- _PROBLEM DETAILS_
Give only the number of lines in the records below that contain the word "screenshot".

================

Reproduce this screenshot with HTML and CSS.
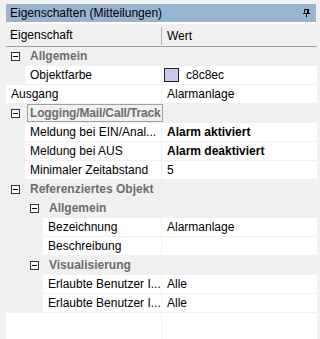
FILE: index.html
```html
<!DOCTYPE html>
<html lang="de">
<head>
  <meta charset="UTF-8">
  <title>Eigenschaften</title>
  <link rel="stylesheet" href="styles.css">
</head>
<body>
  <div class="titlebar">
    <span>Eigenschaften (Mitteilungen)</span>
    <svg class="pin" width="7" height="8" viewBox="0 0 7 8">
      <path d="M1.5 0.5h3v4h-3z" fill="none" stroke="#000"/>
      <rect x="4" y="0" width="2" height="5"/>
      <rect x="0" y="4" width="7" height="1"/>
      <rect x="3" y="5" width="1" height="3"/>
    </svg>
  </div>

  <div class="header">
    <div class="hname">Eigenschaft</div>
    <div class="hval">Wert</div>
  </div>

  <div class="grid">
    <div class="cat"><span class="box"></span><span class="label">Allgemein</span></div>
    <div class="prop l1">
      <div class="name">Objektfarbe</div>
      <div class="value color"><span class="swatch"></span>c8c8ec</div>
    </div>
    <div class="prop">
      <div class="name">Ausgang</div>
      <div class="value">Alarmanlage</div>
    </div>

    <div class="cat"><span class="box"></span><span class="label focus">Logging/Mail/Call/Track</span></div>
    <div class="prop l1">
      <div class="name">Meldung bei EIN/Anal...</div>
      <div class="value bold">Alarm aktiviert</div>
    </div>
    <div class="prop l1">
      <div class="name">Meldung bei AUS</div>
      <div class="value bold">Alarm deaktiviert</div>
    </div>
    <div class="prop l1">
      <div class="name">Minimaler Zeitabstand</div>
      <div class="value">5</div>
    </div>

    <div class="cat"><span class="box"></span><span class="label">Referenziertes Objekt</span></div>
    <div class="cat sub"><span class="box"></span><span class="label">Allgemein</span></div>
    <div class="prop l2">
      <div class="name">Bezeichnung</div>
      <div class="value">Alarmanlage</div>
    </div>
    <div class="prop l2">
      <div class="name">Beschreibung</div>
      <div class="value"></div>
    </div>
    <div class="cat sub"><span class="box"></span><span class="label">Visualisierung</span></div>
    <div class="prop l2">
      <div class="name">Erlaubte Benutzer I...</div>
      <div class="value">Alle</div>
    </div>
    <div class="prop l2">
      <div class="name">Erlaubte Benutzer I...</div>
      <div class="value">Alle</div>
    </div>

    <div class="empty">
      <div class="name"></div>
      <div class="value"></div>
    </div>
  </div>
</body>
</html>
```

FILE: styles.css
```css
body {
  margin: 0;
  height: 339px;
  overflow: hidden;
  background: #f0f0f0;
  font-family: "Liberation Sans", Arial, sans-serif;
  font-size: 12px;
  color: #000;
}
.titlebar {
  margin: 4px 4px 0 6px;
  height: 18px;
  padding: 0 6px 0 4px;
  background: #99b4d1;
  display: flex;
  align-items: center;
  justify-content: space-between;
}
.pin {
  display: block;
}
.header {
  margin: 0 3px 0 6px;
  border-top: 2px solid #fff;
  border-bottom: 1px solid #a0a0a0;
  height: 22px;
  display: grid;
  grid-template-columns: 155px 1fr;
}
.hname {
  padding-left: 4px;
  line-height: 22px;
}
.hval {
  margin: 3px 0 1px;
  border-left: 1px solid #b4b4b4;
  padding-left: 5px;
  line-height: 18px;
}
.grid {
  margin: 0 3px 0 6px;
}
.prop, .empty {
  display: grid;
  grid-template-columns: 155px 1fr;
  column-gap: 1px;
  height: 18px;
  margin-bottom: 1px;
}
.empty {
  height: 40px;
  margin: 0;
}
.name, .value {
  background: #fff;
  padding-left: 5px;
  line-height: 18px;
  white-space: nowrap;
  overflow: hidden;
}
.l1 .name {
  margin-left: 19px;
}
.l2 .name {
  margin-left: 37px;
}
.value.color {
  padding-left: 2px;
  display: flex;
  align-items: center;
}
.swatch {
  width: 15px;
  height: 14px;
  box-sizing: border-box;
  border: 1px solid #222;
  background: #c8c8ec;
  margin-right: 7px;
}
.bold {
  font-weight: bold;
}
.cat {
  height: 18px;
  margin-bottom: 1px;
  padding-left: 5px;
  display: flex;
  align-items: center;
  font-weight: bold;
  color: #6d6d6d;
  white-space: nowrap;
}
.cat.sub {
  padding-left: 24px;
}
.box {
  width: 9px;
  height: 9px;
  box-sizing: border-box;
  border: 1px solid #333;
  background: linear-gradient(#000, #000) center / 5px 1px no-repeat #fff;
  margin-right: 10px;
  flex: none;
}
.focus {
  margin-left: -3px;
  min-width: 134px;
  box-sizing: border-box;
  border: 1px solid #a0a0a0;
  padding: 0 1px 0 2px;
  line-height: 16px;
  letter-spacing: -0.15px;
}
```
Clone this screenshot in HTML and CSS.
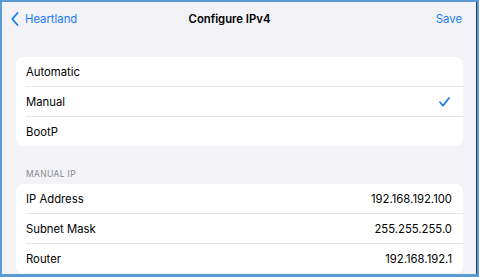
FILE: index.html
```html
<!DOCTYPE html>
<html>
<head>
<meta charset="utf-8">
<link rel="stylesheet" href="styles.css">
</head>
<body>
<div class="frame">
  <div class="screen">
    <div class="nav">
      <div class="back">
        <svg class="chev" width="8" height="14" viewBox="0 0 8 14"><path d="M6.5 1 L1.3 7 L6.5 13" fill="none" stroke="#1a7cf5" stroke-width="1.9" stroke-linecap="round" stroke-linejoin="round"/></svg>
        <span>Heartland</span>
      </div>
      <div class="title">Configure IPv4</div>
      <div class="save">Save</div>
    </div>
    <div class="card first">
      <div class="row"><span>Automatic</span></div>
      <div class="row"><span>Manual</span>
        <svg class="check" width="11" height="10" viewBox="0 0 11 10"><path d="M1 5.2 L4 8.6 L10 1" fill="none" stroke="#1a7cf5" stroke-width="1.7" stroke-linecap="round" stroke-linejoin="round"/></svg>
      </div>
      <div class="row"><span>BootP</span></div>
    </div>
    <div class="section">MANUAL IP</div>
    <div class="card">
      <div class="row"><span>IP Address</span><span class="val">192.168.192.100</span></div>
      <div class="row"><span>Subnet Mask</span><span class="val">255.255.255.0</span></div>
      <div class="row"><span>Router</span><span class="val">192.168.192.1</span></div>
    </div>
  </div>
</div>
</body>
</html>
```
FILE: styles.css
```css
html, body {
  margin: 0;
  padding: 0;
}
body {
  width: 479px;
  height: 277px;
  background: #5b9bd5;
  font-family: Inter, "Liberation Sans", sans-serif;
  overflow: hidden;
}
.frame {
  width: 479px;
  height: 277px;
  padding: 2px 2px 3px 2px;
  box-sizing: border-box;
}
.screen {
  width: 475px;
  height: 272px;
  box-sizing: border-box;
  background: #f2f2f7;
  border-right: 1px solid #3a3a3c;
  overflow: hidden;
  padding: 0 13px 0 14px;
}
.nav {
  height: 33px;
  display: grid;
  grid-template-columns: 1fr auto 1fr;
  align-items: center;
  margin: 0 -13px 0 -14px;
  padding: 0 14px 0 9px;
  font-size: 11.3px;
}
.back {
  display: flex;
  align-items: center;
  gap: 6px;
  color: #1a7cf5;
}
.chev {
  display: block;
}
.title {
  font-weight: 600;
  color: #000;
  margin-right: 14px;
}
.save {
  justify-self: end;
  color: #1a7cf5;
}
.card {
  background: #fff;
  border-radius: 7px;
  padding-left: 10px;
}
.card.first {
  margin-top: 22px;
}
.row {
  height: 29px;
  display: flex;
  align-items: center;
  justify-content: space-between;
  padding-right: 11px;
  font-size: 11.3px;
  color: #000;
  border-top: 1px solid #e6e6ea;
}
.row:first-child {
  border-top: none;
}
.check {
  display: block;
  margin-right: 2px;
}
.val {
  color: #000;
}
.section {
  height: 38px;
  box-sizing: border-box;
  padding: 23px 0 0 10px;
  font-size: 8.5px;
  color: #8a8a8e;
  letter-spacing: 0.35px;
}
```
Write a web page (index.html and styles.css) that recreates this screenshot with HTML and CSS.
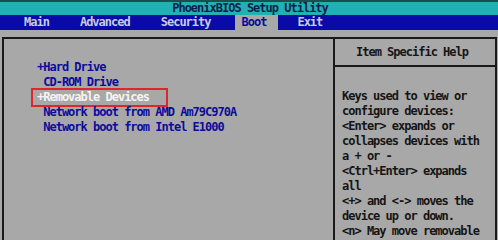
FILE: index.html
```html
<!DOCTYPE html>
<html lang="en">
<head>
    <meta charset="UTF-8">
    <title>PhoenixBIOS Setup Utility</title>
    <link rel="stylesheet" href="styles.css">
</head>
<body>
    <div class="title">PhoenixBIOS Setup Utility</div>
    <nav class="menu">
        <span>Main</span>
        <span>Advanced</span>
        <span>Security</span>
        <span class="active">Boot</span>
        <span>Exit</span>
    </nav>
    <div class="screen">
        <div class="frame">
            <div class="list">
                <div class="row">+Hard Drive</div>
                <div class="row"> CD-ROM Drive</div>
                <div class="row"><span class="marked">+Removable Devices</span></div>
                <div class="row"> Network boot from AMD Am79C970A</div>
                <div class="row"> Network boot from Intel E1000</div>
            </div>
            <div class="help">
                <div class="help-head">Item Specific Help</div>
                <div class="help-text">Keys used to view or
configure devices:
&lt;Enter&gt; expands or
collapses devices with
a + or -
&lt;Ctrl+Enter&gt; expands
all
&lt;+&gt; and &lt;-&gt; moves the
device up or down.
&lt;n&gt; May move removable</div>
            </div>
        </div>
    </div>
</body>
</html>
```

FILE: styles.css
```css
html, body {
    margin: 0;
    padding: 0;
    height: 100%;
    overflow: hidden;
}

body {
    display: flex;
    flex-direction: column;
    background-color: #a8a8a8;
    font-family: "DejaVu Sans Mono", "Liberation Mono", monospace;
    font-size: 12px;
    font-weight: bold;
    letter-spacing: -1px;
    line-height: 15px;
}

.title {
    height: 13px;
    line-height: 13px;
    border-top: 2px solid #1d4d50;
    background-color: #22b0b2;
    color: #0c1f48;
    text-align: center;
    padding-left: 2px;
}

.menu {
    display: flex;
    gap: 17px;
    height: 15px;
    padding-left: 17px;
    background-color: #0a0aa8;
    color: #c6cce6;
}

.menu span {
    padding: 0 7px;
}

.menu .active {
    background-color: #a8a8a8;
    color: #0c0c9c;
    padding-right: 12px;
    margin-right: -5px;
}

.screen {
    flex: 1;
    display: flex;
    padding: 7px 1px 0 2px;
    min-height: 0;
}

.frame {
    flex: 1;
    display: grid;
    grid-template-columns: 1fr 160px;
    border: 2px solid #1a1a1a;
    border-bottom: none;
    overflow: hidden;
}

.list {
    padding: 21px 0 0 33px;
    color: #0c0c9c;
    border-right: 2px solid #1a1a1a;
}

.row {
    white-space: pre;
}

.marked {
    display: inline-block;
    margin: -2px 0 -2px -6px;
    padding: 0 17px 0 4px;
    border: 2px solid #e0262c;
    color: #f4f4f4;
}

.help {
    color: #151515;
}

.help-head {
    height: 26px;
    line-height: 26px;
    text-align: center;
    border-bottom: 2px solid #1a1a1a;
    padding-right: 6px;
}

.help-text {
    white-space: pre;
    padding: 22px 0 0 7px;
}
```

================

- _REPLY_
3